PEOPLES UNION FOR DEMOCRATIC RIGHTS
The lynch mob of Latehar
In the early hours of 18th March 2016, Mohammad Majloom Ansari (35) and Inayahtullah Khan (12) were found hanging from a tree in the Balumath forest area in Latehar, Jharkhand. Residents of Balugoan and Nawada villages, Ansari and young Khan were on their way to the weekly cattle fair with their eight buffaloes when they were stopped, thrashed, strangled and hanged by a lynch mob. So far the police has arrested 5 men and is on the lookout for three others. It has also clamped S.144 IPC in Balumath in a bid to quell communal tensions.
Surprisingly, till now, the police has been reluctant to question the Latehar Gau Raksha Samiti even though one of the accused, Mithilesh Prasad Sahu, is a known member of the organization. Instead, the version given to the media states “cattle loot”, “cash” and “personal enmity” as probable motives for the lynching. A local leader of the Jharkhand Vikas Morcha (P) has questioned the official claim as he pointed out that the two victims were not rich traders and did not have much money on them as they were on their way to the fair on foot. Besides, if cattle loot was the motive, then, the police needs to explain why four of the eight buffaloes were found in the forest and only two were recovered from the accused.
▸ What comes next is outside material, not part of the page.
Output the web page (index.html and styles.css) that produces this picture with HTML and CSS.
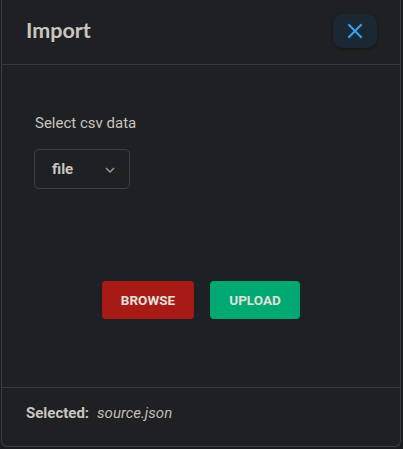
FILE: index.html
```html
<!DOCTYPE html>
<html>
<head>
<meta charset="utf-8">
<link rel="stylesheet" href="styles.css">
</head>
<body>
<div class="modal">
  <div class="modal-header">
    <h2 class="title">Import</h2>
    <button class="close-btn" aria-label="Close">
      <svg width="16" height="16" viewBox="0 0 16 16"><path d="M2 2 L14 14 M14 2 L2 14" stroke="#3a9ff0" stroke-width="2" fill="none" stroke-linecap="square"/></svg>
    </button>
  </div>
  <div class="modal-body">
    <div class="field-label">Select csv data</div>
    <div class="select">
      <span class="select-value">file</span>
      <svg class="chevron" width="10" height="6" viewBox="0 0 10 6"><path d="M1 1 L5 5 L9 1" stroke="#9a978f" stroke-width="1.5" fill="none"/></svg>
    </div>
    <div class="actions">
      <button class="btn btn-red">BROWSE</button>
      <button class="btn btn-green">UPLOAD</button>
    </div>
  </div>
  <div class="modal-footer">
    <span class="sel-label">Selected:</span>
    <span class="sel-file">source.json</span>
  </div>
</div>
</body>
</html>
```
FILE: styles.css
```css
html, body {
  margin: 0;
  padding: 0;
  background: #1b1c1f;
  height: 449px;
  overflow: hidden;
}
.modal {
  margin-left: 1px;
  width: 400px;
  height: 447px;
  box-sizing: border-box;
  background: #1f2023;
  border: 1px solid #3a3b3e;
  border-top: none;
  border-radius: 0 0 6px 6px;
  display: flex;
  flex-direction: column;
  font-family: Roboto, "Liberation Sans", sans-serif;
  color: #c8c5bf;
}
.modal-header {
  height: 65px;
  box-sizing: border-box;
  border-bottom: 1px solid #3a3b3e;
  display: flex;
  align-items: center;
  justify-content: space-between;
  padding: 0 23px 0 24px;
}
.title {
  margin: 0;
  font-family: Lato, "Noto Sans", sans-serif;
  font-weight: 700;
  font-size: 21.5px;
  color: #c9c6bf;
  position: relative;
  top: -2px;
}
.close-btn {
  width: 44px;
  height: 34px;
  border: none;
  border-radius: 10px;
  background: #1b2834;
  display: flex;
  align-items: center;
  justify-content: center;
  padding: 0;
  position: relative;
  top: -1px;
  box-shadow: 0 1px 3px rgba(0,0,0,0.35);
}
.modal-body {
  flex: 1;
  padding: 48px 0 0 32px;
  display: flex;
  flex-direction: column;
}
.field-label {
  font-size: 15px;
  line-height: 20px;
  margin-left: 1px;
  color: #c8c5bf;
}
.select {
  margin-top: 16px;
  width: 96px;
  height: 40px;
  box-sizing: border-box;
  border: 1px solid #3d3e42;
  border-radius: 5px;
  display: flex;
  align-items: center;
  justify-content: space-between;
  padding: 0 14px 0 17px;
}
.select-value {
  font-weight: 700;
  font-size: 15px;
  color: #c9c6bf;
}
.chevron {
  margin-top: 1px;
}
.actions {
  margin-top: 92px;
  margin-left: -32px;
  display: flex;
  justify-content: center;
  gap: 16px;
}
.btn {
  height: 38px;
  border: none;
  border-radius: 4px;
  font-family: Roboto, "Liberation Sans", sans-serif;
  font-weight: 700;
  font-size: 13.5px;
  color: #e2e0dc;
  padding: 0;
}
.btn-red {
  width: 92px;
  background: #a81a16;
}
.btn-green {
  width: 90px;
  background: #00a872;
}
.modal-footer {
  height: 59px;
  box-sizing: border-box;
  border-top: 1px solid #3a3b3e;
  display: flex;
  align-items: center;
  padding: 0 0 8px 24px;
  font-size: 15px;
}
.sel-label {
  font-weight: 700;
  color: #c9c6bf;
}
.sel-file {
  font-style: italic;
  margin-left: 8px;
  color: #c0bdb6;
}
```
The SP Latehar, Anoop Birtharay, has conveniently stated that neither the family nor the complainant have blamed any organization. Needless to say, the FIR does not specify any reason for the lynching.
Why is the police soft-pedalling the issue of the involvement of the Gau Raksha Samitis in the barbaric killings? Protesting villagers, mostly cattle traders, who blocked the Latehar-Chatra highway and also pelted the police, are not new to such acts of lynching. On 8th September 2015, a cattle trader of nearby Gomia village, narrowly escaped being killed after he was thrashed by right wing goons, the Latehar MLA, Prakash Ram told PUDR. Mr Ram also said that the police refused to lodge a complaint and, instead, detained the victim. In February 2016, the Vishwa Hindu Parishad, VHP, had announced in Jamshedpur that it would launch an agitation against the state government for ‘failing to protect’ the interests of the Hindu community and for failing to prevent ‘cow-slaughter’ incidents (www.jharkhandstatenews.com, 14.2.2016). Hence, the roots of the present hanging are not difficult to find. The lynch mob is around and known to the police.
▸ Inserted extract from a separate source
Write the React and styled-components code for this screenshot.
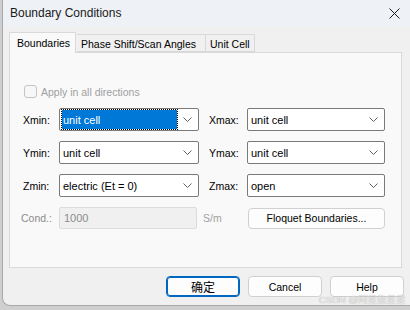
import React from 'react';
import styled, { createGlobalStyle } from 'styled-components';

const Global = createGlobalStyle`
  html, body {
    margin: 0;
    padding: 0;
    width: 410px;
    height: 310px;
    overflow: hidden;
    background: #cfcfcf;
  }
  * { box-sizing: border-box; }
`;

const Window = styled.div`
  position: relative;
  margin-left: 2px;
  width: 420px;
  height: 306px;
  background: #f0f0f0;
  border-left: 1px solid #a8a8a8;
  border-bottom: 1px solid #a8a8a8;
  border-bottom-left-radius: 8px;
  font-family: "Liberation Sans", Arial, sans-serif;
  color: #000;
  display: flex;
  flex-direction: column;
  overflow: hidden;
`;

const TitleBar = styled.div`
  height: 26px;
  flex: none;
  background: #eef2f6;
  display: flex;
  align-items: center;
  justify-content: space-between;
  padding: 0 0 0 7px;
  width: 408px;
  font-size: 12px;
  color: #1a1a1a;
`;

const CloseBtn = styled.div`
  width: 30px;
  height: 26px;
  display: flex;
  align-items: center;
  justify-content: center;
  margin-right: 2px;
`;

const Body = styled.div`
  padding: 5px 0 0 6px;
  width: 408px;
  display: flex;
  flex-direction: column;
`;

const TabRow = styled.div`
  display: flex;
  align-items: flex-end;
  height: 21px;
  position: relative;
  z-index: 1;
`;

const Tab = styled.div`
  width: ${(p) => p.$w}px;
  height: ${(p) => (p.$active ? 21 : 18)}px;
  margin-bottom: ${(p) => (p.$active ? -1 : 0)}px;
  background: ${(p) => (p.$active ? '#f9f9f9' : '#f0f0f0')};
  border: 1px solid #d9d9d9;
  border-bottom: ${(p) => (p.$active ? 'none' : '1px solid #d9d9d9')};
  border-left: ${(p) => (p.$first ? '1px solid #d9d9d9' : 'none')};
  font-size: 10.5px;
  display: flex;
  align-items: center;
  padding-left: ${(p) => p.$pad}px;
  padding-top: ${(p) => (p.$active ? 0 : 1)}px;
  margin-right: ${(p) => (p.$active ? 1 : 0)}px;
  white-space: nowrap;
`;

const Panel = styled.div`
  width: 393px;
  height: 216px;
  background: #f9f9f9;
  border: 1px solid #d9d9d9;
  padding: 32px 0 0 13px;
`;

const FormGrid = styled.div`
  display: grid;
  grid-template-columns: 36px 140px 10px 38px 138px;
  grid-template-rows: 13px 23px 23px 23px 22px;
  row-gap: 10px;
  align-items: center;
`;

const CheckRow = styled.label`
  grid-column: 1 / -1;
  height: 13px;
  display: flex;
  align-items: center;
  gap: 4px;
  padding-left: 1px;
  font-size: 10.5px;
  color: #a0a0a0;
`;

const Box = styled.span`
  width: 13px;
  height: 13px;
  border: 1px solid #c4c4c4;
  border-radius: 3px;
  background: #f7f7f7;
`;

const Label = styled.div`
  font-size: 10.5px;
  color: ${(p) => (p.$disabled ? '#8c8c8c' : '#000')};
  margin-left: ${(p) => p.$shift || 0}px;
  white-space: nowrap;
`;

const Combo = styled.div`
  height: 23px;
  border: 1px solid #7a7a7a;
  border-radius: 2px;
  background: #fff;
  display: flex;
  align-items: center;
  justify-content: space-between;
  padding: 0 6px 0 2px;
  font-size: 11px;
`;

const ComboText = styled.span`
  height: 19px;
  display: flex;
  align-items: center;
  padding-left: 1px;
  flex: ${(p) => (p.$focused ? '0 0 115px' : '1')};
  background: ${(p) => (p.$focused ? '#0078d7' : 'transparent')};
  color: ${(p) => (p.$focused ? '#fff' : '#000')};
  outline: ${(p) => (p.$focused ? '1px dotted #000' : 'none')};
  outline-offset: 0;
`;

const TextInput = styled.div`
  height: 22px;
  width: 138px;
  border: 1px solid #dcdcdc;
  border-radius: 2px;
  background: #f0f0f0;
  color: #8c8c8c;
  font-size: 11px;
  display: flex;
  align-items: center;
  padding-left: 4px;
`;

const Unit = styled.div`
  grid-column: 3 / 5;
  font-size: 10.5px;
  color: #a0a0a0;
  padding-left: 4px;
`;

const Button = styled.div`
  width: ${(p) => p.$w || 74}px;
  height: 21px;
  border: ${(p) => (p.$default ? '1px solid #0067c0' : '1px solid #d0d0d0')};
  box-shadow: ${(p) => (p.$default ? 'inset 0 0 0 1px #0067c0' : 'none')};
  border-radius: 4px;
  background: #fdfdfd;
  display: flex;
  align-items: center;
  justify-content: center;
  font-size: 10.5px;
  font-family: "Liberation Sans", "Noto Sans CJK SC", sans-serif;
  margin-left: ${(p) => p.$ml || 0}px;
`;

const Footer = styled.div`
  display: flex;
  gap: 8px;
  padding: 8px 0 0 157px;
`;

const CjkText = styled.span`
  font-family: "Noto Sans CJK SC", sans-serif;
  font-size: 12px;
`;

const Watermark = styled.div`
  position: absolute;
  left: 316px;
  top: 292px;
  font-family: "Liberation Sans", "Noto Sans CJK SC", sans-serif;
  font-size: 9.5px;
  color: rgba(255, 255, 255, 0.85);
  text-shadow: 0 0 1px rgba(0, 0, 0, 0.45);
  white-space: nowrap;
`;

const Chevron = () => (
  <svg width="9" height="5" viewBox="0 0 9 5">
    <polyline points="0.5,0.5 4.5,4.5 8.5,0.5" fill="none" stroke="#606060" strokeWidth="1" />
  </svg>
);

const Select = ({ value, focused }) => (
  <Combo>
    <ComboText $focused={focused}>{value}</ComboText>
    <Chevron />
  </Combo>
);

const App = () => (
  <>
    <Global />
    <Window>
      <TitleBar>
        <span>Boundary Conditions</span>
        <CloseBtn>
          <svg width="11" height="11" viewBox="0 0 11 11">
            <path d="M0.5 0.5 L10.5 10.5 M10.5 0.5 L0.5 10.5" stroke="#1a1a1a" strokeWidth="1" />
          </svg>
        </CloseBtn>
      </TitleBar>
      <Body>
        <TabRow>
          <Tab $active $first $w={67} $pad={7}>Boundaries</Tab>
          <Tab $w={129} $pad={4}>Phase Shift/Scan Angles</Tab>
          <Tab $w={49} $pad={4}>Unit Cell</Tab>
        </TabRow>
        <Panel>
          <FormGrid>
            <CheckRow>
              <Box />
              Apply in all directions
            </CheckRow>

            <Label>Xmin:</Label>
            <Select value="unit cell" focused />
            <span />
            <Label>Xmax:</Label>
            <Select value="unit cell" />

            <Label>Ymin:</Label>
            <Select value="unit cell" />
            <span />
            <Label>Ymax:</Label>
            <Select value="unit cell" />

            <Label>Zmin:</Label>
            <Select value="electric (Et = 0)" />
            <span />
            <Label>Zmax:</Label>
            <Select value="open" />

            <Label $disabled $shift={-2}>Cond.:</Label>
            <TextInput>1000</TextInput>
            <Unit>S/m</Unit>
            <Button $w={137} $ml={1}>Floquet Boundaries...</Button>
          </FormGrid>
        </Panel>
        <Footer>
          <Button $default><CjkText>确定</CjkText></Button>
          <Button>Cancel</Button>
          <Button>Help</Button>
        </Footer>
      </Body>
      <Watermark>CSDN @阿星数星星</Watermark>
    </Window>
  </>
);

export default App;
The recent attacks and killings of Muslim cattle traders or those who are involved in the leather trade have been accompanied with certain organized actions which point to collusion between the mobs and the administration. One, such mobs use extreme cruelty while attacking victims. Whether it was Zahid Ahmed Bhat who was burnt alive in his truck in Udhampur in October 2015 or the manner in which the two deceased in Latehar were strangled and hanged, the mob actions are extremely violent and barbaric. Two, the time lag between a rumour and the crime is alarmingly short as the gatherings of mobs and lynchings happen almost simultaneously. Such mobs are forever ready to attack and no effort is made to prevent such gatherings. For instance, in Mainpuri, Agra, in October 2015, two men, Rafeeq and Habib were severely thrashed by a lynch mob merely on the suspicion that they were slaughtering a cow even when it was known that the animal had died of natural causes. Three, the nature of police investigations following the discovery of the crime remain suspiciously loaded in favour of the accused as the police is unwilling to probe how organized mobs are being created out of local Gau Raksha committees which enjoy political patronage.
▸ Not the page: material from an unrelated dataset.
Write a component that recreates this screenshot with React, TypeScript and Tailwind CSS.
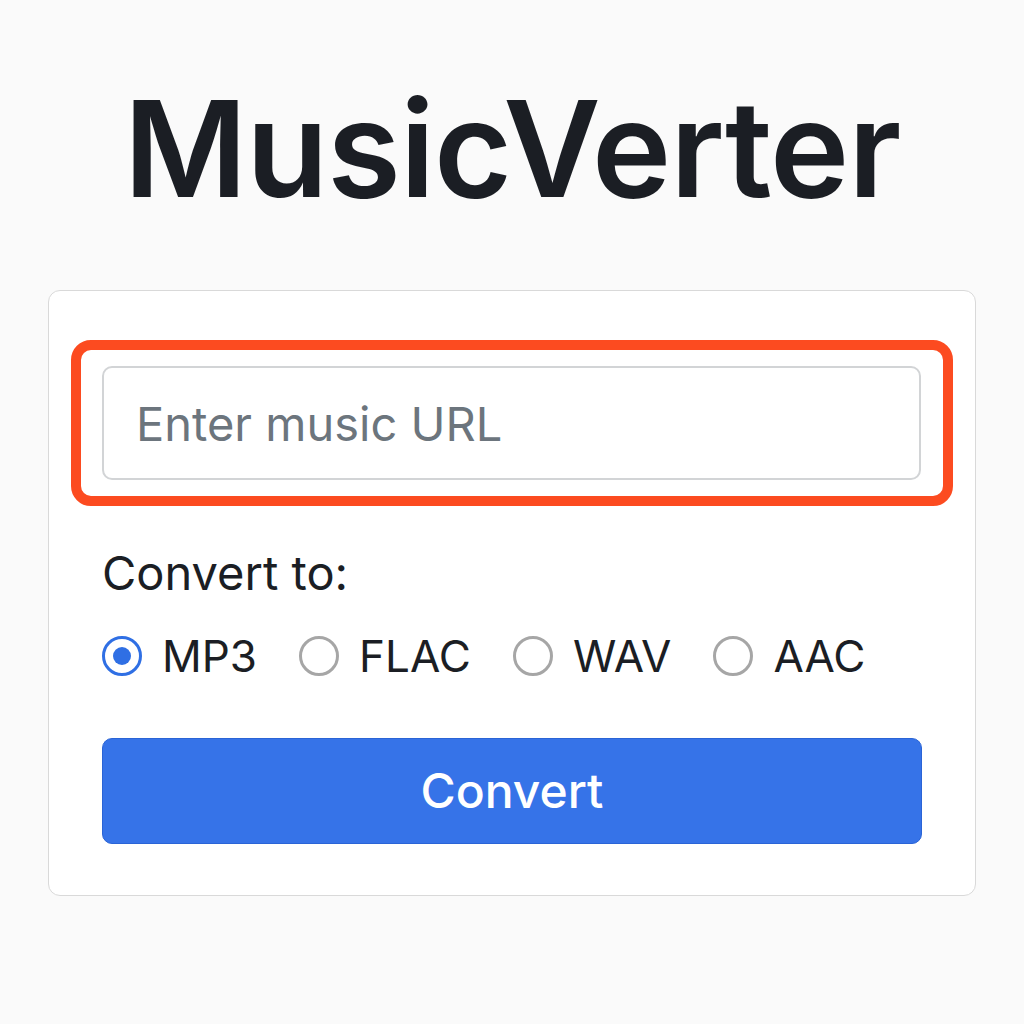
import { useState } from "react";

const formats = ["MP3", "FLAC", "WAV", "AAC"];

export default function App() {
  const [format, setFormat] = useState("MP3");

  return (
    <div className="min-h-screen bg-[#fafafa] font-['Inter','Liberation_Sans',sans-serif]">
      <div className="flex flex-col items-center pt-[64px]">
        <h1 className="text-[134px] leading-[168px] font-semibold tracking-[-1px] text-[#1b1e24]">
          MusicVerter
        </h1>
      </div>

      <div className="mx-[48px] mt-[58px] rounded-[12px] border border-[#d9d9d9] bg-white px-[53px] pt-[49px] pb-[51px]">
        {/* highlighted input */}
        <div className="-mx-[31px] rounded-[20px] border-[10px] border-[#fc4b20] py-[16px] pl-[21px] pr-[22px]">
          <input
            type="text"
            placeholder="Enter music URL"
            className="h-[114px] w-full rounded-[10px] border-2 border-[#d2d4d6] bg-white px-[32px] text-[47px] text-[#1b1e24] outline-none placeholder:text-[#6c757d]"
          />
        </div>

        <div className="mt-[38px] text-[47px] leading-[58px] text-[#1b1e24]">Convert to:</div>

        <div className="mt-[26px] flex items-center">
          {formats.map((f, i) => (
            <label
              key={f}
              className={`flex cursor-pointer items-center ${i === 0 ? "" : "ml-[42px]"}`}
              onClick={() => setFormat(f)}
            >
              <span
                className={`flex h-[40px] w-[40px] items-center justify-center rounded-full border-[3px] ${
                  format === f ? "border-[#2f6fe4]" : "border-[#a6a6a6]"
                }`}
              >
                {format === f && <span className="h-[18px] w-[18px] rounded-full bg-[#2f6fe4]" />}
              </span>
              <span className="ml-[20px] text-[44px] leading-[56px] text-[#1b1e24]">{f}</span>
            </label>
          ))}
        </div>

        <button className="mt-[54px] h-[106px] w-full rounded-[10px] border border-[#2a64d6] bg-[#3673e8] text-[48px] font-medium text-white">
          Convert
        </button>
      </div>
    </div>
  );
}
Each of the above suggests that the Hindutva lynch mobs act with the knowledge of the local administration. The question is how will the rule of law function if its custodians subvert it willingly and act in complicity with the lynch mob? It is necessary to ask why such acts of vindictive killings are being repeated and why the state is so ‘tolerant’ about the violent actions of right wing mobs. While it is obvious that these self-styled cow protection groups must be prevented from converting the rule of law into self-serving instruments of communal power, why is the administration looking the other way?